== Directive ==
Take each line that has the word "React" and return it.

== Extracted records ==
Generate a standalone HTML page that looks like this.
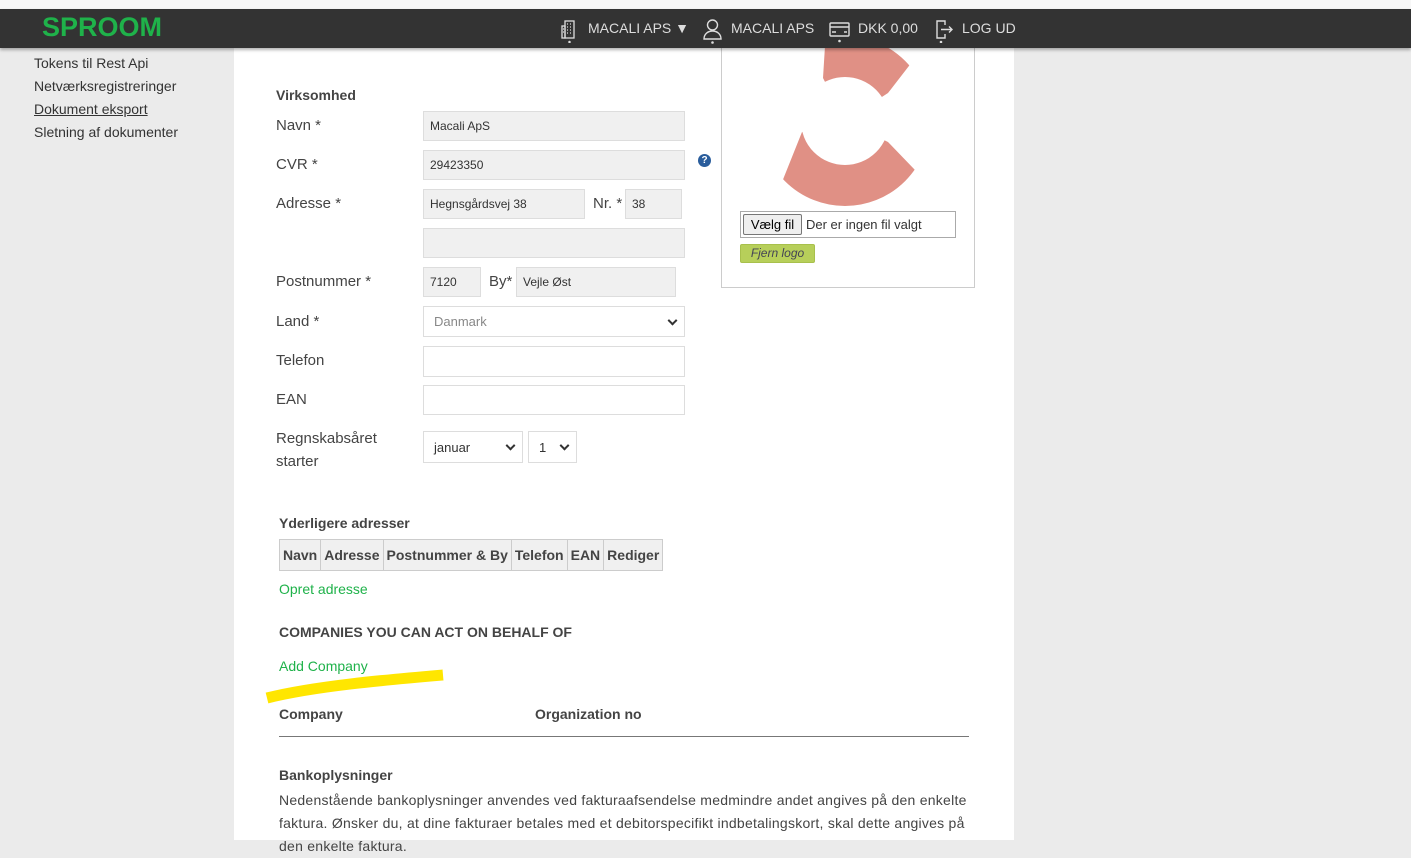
...
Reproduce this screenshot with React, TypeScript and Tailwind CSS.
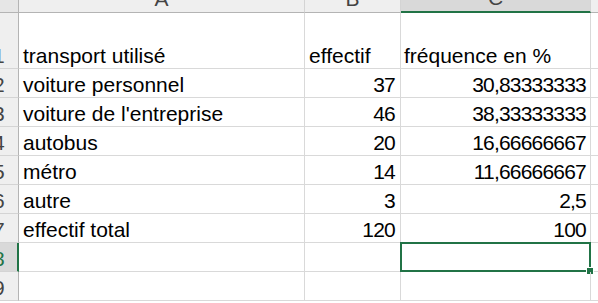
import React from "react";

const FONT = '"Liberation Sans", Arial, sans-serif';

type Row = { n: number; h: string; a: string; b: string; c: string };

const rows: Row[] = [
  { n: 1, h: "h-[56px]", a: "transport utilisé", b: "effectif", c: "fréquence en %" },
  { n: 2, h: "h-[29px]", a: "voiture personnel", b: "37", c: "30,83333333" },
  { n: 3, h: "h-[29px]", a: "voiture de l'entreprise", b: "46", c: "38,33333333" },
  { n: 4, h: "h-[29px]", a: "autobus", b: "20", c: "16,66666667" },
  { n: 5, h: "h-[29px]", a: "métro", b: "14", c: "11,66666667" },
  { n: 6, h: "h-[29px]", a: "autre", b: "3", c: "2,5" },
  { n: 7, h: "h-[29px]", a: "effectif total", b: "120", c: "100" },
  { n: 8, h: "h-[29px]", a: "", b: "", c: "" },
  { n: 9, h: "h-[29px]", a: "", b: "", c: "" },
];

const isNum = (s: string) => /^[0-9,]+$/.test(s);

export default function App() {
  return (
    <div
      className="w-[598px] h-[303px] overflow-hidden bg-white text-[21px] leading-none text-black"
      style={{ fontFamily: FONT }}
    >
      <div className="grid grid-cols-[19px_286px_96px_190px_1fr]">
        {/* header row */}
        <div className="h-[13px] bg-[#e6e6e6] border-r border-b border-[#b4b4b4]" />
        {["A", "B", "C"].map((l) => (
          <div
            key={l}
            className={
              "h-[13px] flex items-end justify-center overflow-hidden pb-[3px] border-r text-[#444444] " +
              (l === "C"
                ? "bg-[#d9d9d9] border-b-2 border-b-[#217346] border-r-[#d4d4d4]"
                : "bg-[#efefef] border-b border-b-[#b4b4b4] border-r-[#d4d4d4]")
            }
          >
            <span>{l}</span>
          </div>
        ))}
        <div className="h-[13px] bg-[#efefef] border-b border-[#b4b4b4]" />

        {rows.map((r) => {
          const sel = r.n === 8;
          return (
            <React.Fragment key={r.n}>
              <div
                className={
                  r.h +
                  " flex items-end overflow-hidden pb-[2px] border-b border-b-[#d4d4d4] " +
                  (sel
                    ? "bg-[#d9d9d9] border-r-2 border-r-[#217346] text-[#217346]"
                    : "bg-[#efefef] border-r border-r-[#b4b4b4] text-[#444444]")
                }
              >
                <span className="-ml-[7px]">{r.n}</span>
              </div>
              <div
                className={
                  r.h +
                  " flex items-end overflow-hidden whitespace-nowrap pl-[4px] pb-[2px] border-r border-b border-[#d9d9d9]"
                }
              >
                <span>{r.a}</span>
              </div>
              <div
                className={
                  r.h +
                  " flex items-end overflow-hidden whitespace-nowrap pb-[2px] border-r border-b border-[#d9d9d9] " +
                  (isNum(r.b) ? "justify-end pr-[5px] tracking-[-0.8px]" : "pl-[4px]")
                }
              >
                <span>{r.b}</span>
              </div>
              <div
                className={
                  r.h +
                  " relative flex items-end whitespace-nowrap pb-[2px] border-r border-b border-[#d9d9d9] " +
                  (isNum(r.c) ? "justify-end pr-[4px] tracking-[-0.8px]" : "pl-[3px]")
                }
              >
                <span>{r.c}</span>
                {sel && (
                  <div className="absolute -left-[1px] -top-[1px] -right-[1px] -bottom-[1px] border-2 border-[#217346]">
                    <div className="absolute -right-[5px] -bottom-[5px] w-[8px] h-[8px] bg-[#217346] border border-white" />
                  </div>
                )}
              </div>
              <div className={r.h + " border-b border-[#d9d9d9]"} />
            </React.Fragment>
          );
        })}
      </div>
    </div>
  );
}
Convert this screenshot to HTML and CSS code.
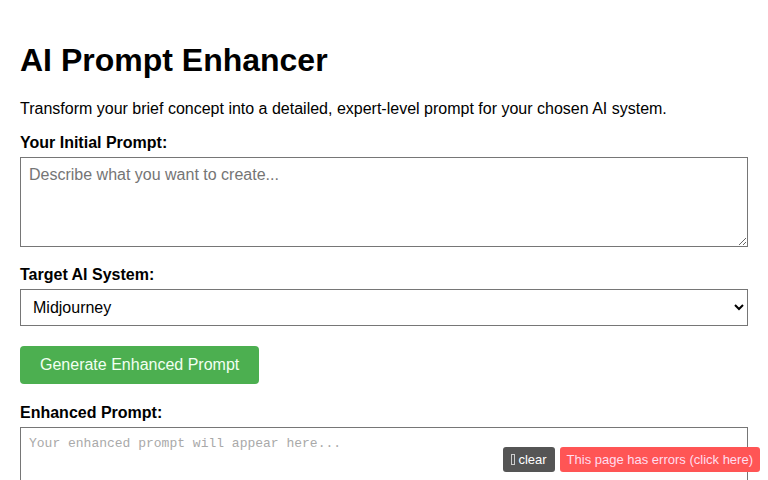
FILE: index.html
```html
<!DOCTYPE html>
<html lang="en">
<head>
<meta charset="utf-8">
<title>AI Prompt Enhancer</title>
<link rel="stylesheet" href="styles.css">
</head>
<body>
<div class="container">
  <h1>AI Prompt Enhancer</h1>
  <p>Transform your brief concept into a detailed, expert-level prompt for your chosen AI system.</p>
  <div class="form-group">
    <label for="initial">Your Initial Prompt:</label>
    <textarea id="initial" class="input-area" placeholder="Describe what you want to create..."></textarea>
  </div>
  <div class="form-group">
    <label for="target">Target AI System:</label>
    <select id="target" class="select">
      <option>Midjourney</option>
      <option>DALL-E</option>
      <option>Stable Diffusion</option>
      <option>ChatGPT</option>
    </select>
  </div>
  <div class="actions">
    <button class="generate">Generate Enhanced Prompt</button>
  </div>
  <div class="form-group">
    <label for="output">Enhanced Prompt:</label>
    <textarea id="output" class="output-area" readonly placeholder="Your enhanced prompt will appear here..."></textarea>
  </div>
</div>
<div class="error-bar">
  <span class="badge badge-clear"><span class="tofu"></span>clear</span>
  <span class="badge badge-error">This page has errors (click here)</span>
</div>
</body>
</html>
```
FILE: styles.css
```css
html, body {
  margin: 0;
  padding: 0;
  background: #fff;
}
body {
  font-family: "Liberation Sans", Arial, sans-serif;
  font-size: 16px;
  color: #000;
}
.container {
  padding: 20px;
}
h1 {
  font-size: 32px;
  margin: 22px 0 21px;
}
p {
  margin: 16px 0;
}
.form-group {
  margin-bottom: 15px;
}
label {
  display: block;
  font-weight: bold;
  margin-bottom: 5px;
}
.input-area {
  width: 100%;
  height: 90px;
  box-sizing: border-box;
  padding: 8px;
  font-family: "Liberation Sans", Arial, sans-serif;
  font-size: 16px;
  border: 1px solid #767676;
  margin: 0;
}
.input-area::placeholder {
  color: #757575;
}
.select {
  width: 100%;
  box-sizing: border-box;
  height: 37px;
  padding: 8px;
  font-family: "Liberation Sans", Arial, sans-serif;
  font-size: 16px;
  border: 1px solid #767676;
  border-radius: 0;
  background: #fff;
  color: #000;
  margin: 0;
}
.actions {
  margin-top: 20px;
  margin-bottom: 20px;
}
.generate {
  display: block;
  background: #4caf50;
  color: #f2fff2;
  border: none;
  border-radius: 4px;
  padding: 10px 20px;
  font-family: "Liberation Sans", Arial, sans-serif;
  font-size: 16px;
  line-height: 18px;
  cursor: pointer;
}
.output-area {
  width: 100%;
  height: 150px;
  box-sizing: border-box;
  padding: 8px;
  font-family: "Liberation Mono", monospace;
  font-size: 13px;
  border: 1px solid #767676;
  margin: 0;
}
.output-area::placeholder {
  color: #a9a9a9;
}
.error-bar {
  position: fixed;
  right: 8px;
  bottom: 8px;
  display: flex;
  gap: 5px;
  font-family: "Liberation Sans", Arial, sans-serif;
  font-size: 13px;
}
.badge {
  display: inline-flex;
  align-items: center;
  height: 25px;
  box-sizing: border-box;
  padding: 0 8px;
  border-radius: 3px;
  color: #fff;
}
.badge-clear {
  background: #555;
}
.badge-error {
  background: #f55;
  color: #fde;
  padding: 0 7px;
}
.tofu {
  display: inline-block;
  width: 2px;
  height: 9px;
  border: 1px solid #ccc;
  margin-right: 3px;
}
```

== Complete output ==
Reproduce this screenshot with React, TypeScript and Tailwind CSS.
import React from "react";
            <React.Fragment key={r.n}>
            </React.Fragment>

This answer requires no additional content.